Entries supplied:
• • • •

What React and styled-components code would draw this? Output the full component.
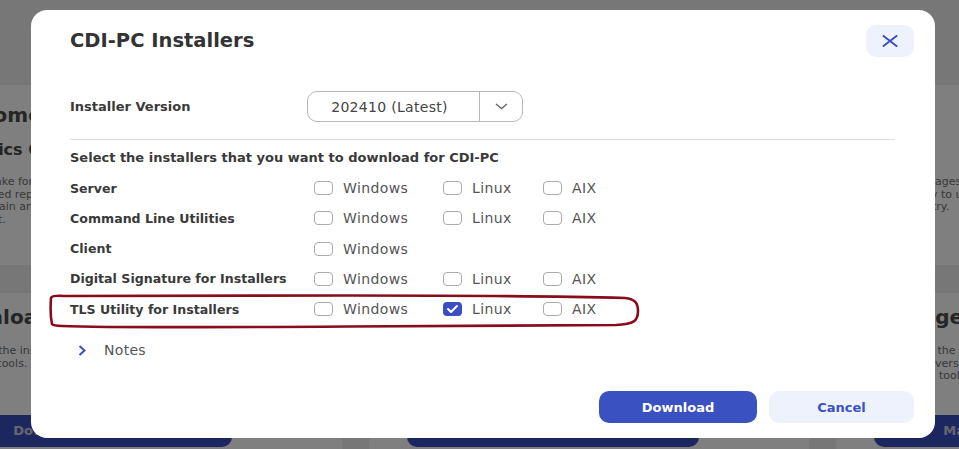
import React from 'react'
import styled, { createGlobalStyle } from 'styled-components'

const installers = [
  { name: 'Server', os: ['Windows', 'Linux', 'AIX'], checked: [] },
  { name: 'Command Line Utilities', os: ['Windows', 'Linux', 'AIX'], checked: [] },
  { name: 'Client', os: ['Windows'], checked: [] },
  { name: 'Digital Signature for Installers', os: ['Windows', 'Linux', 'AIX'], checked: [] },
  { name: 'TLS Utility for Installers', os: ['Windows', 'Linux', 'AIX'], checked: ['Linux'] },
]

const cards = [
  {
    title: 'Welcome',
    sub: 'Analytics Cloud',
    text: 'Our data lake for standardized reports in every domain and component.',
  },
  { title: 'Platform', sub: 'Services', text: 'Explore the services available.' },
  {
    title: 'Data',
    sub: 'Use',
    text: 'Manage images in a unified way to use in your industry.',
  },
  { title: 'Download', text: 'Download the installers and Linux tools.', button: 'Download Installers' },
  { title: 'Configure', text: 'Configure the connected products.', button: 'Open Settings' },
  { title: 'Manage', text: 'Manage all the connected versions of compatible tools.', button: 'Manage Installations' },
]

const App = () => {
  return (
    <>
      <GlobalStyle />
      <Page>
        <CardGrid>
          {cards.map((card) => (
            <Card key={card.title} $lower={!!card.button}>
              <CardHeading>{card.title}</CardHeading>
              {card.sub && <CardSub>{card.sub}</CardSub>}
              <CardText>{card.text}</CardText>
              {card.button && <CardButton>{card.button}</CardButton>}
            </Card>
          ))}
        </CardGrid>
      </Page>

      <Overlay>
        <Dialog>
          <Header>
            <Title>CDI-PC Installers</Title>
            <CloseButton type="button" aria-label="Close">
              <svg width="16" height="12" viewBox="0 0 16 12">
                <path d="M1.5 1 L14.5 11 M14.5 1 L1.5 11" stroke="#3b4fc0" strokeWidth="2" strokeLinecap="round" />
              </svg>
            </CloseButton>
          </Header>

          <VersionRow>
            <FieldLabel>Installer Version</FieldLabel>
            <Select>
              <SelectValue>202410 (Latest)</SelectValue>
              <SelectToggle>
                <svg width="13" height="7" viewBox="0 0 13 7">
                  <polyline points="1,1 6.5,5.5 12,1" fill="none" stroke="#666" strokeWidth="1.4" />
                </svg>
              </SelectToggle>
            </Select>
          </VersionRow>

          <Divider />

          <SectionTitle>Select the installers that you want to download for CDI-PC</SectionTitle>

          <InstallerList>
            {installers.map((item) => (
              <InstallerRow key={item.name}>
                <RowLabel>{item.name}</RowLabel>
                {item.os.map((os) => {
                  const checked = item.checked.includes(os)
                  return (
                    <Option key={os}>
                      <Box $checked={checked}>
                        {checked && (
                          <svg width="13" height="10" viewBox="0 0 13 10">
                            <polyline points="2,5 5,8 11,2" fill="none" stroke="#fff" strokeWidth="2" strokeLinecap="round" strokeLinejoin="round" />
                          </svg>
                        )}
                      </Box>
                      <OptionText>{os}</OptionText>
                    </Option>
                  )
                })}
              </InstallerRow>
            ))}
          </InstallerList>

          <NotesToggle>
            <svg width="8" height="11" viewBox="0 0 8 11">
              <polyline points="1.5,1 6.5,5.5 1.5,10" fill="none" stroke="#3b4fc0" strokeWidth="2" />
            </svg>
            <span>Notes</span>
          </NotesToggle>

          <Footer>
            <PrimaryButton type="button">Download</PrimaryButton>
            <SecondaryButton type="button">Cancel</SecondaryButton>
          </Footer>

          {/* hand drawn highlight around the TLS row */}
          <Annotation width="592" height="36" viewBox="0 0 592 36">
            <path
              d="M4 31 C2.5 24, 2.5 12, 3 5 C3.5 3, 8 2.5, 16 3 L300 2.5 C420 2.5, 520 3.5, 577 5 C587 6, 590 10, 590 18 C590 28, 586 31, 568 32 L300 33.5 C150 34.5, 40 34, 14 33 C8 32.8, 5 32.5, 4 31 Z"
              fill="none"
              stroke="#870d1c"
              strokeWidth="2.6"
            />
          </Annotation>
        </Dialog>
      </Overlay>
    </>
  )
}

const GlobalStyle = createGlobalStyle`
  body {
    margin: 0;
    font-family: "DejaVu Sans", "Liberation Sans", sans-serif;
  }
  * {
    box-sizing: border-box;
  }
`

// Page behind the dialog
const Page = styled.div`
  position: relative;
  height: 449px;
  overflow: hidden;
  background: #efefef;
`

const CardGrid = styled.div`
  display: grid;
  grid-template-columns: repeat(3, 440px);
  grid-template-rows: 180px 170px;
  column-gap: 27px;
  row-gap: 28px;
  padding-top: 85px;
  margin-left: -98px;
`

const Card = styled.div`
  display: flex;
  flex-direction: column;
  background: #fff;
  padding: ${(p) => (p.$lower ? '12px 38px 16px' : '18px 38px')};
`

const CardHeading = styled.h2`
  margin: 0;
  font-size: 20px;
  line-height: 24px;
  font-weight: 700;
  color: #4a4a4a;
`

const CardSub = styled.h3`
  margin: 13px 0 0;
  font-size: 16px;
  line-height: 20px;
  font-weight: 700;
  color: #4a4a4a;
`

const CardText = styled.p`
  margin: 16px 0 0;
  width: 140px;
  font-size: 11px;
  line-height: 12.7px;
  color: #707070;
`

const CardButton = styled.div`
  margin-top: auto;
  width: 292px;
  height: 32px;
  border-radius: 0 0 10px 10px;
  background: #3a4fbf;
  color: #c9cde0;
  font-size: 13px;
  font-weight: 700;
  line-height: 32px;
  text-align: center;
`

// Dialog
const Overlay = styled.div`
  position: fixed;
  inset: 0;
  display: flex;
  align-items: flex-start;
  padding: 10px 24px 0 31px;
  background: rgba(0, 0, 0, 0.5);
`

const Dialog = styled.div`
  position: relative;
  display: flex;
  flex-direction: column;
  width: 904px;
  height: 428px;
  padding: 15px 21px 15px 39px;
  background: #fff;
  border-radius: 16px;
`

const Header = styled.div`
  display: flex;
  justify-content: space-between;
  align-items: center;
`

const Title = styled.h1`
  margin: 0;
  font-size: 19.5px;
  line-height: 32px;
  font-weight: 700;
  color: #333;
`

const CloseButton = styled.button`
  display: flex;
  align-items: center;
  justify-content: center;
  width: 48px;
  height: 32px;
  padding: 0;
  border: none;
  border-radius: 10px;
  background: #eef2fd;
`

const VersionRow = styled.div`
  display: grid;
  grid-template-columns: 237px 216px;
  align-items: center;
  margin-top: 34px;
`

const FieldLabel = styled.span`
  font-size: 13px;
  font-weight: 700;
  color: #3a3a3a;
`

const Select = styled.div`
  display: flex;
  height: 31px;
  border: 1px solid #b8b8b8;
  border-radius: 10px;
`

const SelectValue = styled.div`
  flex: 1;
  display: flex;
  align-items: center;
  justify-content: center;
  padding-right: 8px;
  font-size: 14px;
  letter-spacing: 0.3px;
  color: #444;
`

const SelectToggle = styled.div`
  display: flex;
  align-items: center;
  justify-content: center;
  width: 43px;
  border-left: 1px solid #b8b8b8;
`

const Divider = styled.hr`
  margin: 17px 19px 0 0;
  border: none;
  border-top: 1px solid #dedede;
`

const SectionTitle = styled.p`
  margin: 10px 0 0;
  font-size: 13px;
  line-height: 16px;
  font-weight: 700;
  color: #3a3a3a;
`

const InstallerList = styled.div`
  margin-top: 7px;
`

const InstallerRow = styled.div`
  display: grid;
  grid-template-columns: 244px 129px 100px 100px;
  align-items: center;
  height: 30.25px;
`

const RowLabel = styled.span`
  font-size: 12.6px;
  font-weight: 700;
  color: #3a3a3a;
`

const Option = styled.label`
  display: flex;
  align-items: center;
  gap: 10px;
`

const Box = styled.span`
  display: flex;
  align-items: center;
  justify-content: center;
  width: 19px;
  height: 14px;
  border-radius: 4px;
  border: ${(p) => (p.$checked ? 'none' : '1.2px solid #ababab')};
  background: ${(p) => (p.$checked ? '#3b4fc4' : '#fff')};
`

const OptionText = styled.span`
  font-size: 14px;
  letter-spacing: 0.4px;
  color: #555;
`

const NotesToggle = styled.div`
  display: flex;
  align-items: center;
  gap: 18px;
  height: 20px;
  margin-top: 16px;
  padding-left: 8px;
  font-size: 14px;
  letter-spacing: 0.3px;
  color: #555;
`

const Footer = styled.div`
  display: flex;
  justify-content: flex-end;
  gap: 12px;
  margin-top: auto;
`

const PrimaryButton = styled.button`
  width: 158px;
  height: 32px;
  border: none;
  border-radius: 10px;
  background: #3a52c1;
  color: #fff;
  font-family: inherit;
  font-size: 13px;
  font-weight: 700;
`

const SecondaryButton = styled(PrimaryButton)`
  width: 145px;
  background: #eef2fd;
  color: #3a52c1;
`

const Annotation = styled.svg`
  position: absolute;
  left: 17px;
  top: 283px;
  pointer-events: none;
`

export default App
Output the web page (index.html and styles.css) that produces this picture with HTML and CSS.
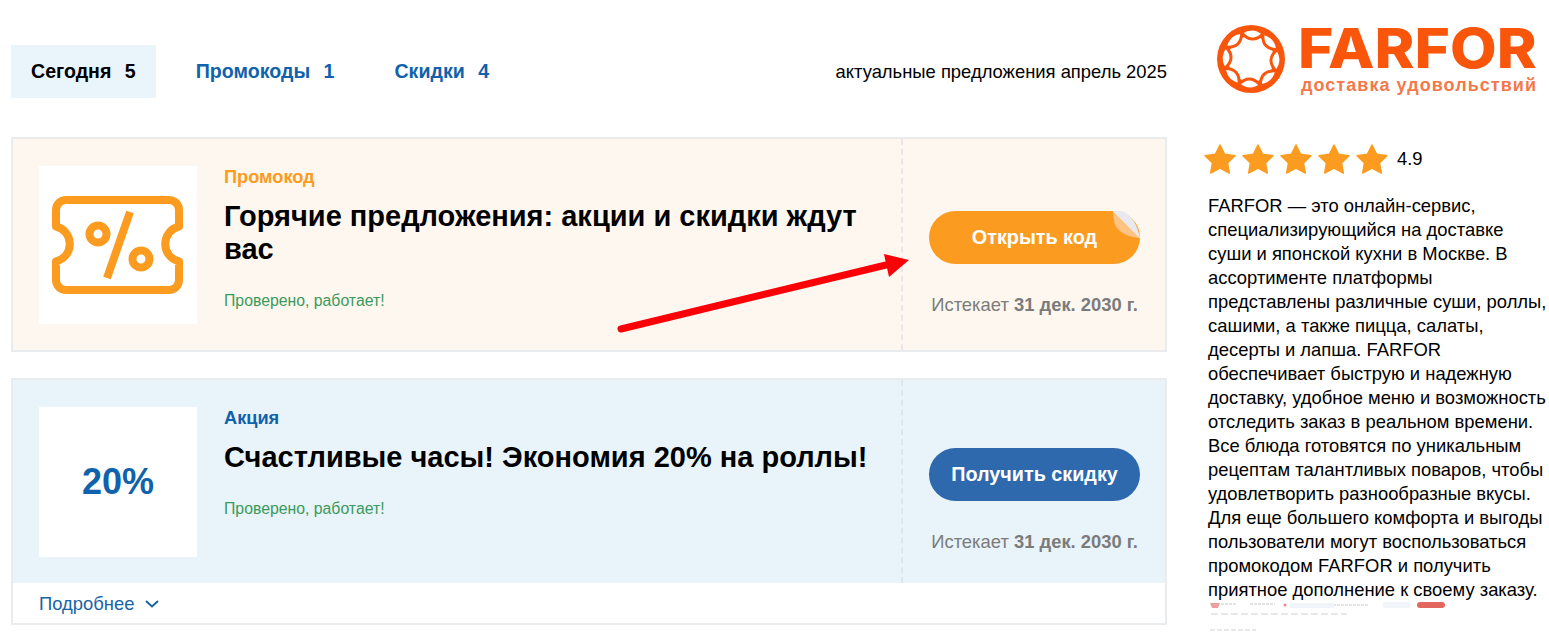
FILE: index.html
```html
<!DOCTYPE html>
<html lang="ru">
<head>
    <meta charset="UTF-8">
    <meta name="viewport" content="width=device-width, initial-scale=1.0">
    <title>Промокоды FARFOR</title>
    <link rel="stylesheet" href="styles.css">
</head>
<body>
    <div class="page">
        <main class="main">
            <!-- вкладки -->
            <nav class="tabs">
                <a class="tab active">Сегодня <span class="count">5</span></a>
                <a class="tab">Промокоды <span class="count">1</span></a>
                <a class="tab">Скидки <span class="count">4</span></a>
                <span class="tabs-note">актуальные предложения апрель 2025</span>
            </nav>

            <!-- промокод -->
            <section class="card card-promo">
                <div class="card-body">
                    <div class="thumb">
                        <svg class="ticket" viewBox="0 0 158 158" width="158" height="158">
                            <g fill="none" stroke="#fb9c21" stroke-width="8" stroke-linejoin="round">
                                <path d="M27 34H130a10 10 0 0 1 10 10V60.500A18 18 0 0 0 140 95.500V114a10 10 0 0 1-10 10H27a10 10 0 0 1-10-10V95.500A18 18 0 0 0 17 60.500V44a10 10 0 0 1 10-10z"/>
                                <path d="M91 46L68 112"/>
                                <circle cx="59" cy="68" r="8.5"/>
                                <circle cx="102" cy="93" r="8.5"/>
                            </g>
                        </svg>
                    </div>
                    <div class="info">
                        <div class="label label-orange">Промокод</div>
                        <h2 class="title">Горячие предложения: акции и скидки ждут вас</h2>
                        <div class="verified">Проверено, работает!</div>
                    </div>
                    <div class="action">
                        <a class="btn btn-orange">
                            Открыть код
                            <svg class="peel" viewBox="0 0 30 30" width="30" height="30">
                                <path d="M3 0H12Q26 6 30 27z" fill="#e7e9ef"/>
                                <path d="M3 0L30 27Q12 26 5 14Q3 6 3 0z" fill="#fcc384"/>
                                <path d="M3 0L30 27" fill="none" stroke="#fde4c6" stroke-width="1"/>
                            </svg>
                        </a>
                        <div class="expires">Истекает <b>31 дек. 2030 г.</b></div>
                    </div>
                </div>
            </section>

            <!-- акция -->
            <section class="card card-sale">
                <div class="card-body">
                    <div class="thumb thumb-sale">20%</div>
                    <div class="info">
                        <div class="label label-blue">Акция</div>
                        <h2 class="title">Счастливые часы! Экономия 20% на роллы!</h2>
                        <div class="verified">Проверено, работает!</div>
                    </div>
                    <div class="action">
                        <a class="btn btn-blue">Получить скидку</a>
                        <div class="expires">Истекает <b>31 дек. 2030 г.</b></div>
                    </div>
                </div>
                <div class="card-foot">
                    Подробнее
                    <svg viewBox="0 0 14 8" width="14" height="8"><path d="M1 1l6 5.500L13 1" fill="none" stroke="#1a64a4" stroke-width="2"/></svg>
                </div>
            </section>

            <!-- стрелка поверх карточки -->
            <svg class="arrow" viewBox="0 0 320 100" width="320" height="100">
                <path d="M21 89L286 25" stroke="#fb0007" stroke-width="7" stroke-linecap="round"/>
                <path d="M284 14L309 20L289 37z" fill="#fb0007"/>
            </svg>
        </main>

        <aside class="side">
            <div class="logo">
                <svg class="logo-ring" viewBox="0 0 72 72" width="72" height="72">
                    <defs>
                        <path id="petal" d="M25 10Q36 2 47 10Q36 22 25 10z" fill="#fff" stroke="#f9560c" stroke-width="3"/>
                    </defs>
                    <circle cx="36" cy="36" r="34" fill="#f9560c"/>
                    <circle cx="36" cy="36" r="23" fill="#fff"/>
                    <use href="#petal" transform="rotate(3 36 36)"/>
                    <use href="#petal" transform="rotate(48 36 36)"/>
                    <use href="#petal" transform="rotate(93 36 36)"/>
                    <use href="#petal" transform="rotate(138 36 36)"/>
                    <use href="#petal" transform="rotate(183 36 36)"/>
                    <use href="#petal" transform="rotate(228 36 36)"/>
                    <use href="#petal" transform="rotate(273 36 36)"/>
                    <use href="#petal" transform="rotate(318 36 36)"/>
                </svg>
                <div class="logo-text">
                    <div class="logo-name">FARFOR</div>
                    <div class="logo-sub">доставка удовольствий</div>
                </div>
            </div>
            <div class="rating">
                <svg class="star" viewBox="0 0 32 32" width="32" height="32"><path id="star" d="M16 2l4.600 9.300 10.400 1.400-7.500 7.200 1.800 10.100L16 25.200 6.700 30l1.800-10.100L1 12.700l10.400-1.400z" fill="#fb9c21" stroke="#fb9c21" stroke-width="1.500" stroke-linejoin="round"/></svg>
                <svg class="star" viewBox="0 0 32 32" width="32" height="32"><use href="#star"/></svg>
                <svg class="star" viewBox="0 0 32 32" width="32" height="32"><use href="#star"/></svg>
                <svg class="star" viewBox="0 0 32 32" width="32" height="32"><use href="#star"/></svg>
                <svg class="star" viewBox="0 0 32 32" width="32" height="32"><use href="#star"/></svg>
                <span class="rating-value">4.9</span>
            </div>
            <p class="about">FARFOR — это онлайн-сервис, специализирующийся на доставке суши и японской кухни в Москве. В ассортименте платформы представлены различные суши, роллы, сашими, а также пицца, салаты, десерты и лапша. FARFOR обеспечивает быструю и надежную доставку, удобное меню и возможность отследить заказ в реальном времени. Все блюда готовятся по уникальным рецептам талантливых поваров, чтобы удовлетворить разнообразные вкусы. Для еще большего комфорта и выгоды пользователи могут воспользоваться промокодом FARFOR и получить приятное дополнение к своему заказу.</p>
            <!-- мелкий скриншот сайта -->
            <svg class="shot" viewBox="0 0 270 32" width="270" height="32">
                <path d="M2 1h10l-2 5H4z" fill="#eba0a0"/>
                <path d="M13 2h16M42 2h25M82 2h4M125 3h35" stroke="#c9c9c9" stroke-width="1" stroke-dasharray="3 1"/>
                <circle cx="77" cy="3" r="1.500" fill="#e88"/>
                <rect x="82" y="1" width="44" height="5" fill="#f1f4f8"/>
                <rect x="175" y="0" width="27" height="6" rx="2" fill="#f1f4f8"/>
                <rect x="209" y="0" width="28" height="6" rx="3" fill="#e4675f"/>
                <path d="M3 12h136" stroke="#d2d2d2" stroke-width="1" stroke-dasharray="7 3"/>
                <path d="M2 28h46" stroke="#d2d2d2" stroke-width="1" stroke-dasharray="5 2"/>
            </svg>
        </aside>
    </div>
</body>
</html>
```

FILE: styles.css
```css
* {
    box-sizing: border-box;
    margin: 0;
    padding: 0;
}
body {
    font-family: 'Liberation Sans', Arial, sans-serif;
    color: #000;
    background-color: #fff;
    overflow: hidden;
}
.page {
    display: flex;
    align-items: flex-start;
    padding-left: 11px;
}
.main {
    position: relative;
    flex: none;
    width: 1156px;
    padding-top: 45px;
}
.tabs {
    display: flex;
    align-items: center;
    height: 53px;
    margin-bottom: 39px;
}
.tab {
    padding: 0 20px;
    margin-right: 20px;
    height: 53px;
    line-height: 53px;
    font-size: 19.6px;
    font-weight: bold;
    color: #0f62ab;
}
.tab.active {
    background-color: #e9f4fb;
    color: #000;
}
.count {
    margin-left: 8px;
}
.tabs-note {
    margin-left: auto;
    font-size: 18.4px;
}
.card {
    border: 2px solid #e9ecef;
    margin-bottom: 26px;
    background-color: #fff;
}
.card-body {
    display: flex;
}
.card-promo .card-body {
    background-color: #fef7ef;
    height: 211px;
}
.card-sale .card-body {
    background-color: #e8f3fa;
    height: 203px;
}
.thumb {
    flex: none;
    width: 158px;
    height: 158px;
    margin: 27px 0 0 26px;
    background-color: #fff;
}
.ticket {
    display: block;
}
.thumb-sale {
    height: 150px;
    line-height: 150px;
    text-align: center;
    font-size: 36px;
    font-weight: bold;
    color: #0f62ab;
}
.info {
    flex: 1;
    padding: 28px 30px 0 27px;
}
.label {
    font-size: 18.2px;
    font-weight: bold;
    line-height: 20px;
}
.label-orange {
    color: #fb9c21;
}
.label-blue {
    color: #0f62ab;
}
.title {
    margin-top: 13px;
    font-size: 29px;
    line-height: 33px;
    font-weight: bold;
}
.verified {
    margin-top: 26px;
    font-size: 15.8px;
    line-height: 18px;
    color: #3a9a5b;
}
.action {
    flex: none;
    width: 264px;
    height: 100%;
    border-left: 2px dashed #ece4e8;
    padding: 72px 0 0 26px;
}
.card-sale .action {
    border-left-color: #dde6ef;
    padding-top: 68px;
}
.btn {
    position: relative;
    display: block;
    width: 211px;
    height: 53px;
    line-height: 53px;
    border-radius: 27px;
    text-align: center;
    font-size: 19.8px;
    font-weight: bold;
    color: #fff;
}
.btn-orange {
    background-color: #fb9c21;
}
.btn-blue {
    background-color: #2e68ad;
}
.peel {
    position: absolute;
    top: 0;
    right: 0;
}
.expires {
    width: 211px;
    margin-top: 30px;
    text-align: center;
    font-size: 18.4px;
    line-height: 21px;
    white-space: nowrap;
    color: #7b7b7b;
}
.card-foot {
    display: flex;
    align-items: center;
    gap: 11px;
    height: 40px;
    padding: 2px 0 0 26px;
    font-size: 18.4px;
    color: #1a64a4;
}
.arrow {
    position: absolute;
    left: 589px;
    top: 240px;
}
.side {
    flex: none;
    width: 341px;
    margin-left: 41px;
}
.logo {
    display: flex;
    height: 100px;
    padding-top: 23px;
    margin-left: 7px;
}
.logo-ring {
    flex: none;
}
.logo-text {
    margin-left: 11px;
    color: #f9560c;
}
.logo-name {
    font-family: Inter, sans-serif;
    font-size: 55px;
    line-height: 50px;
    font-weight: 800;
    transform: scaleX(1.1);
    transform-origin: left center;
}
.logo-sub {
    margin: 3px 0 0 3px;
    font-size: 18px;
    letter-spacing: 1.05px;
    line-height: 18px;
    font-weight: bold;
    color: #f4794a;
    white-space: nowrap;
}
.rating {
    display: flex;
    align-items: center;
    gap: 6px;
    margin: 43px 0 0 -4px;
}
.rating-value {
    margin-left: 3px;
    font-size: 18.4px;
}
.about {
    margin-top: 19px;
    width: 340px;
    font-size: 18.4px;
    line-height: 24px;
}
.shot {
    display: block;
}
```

• • • •

Prompt:
Every line containing the string "index" must be listed.

Correct output:
Output the web page (index.html and styles.css) that produces this picture with HTML and CSS.
FILE: index.html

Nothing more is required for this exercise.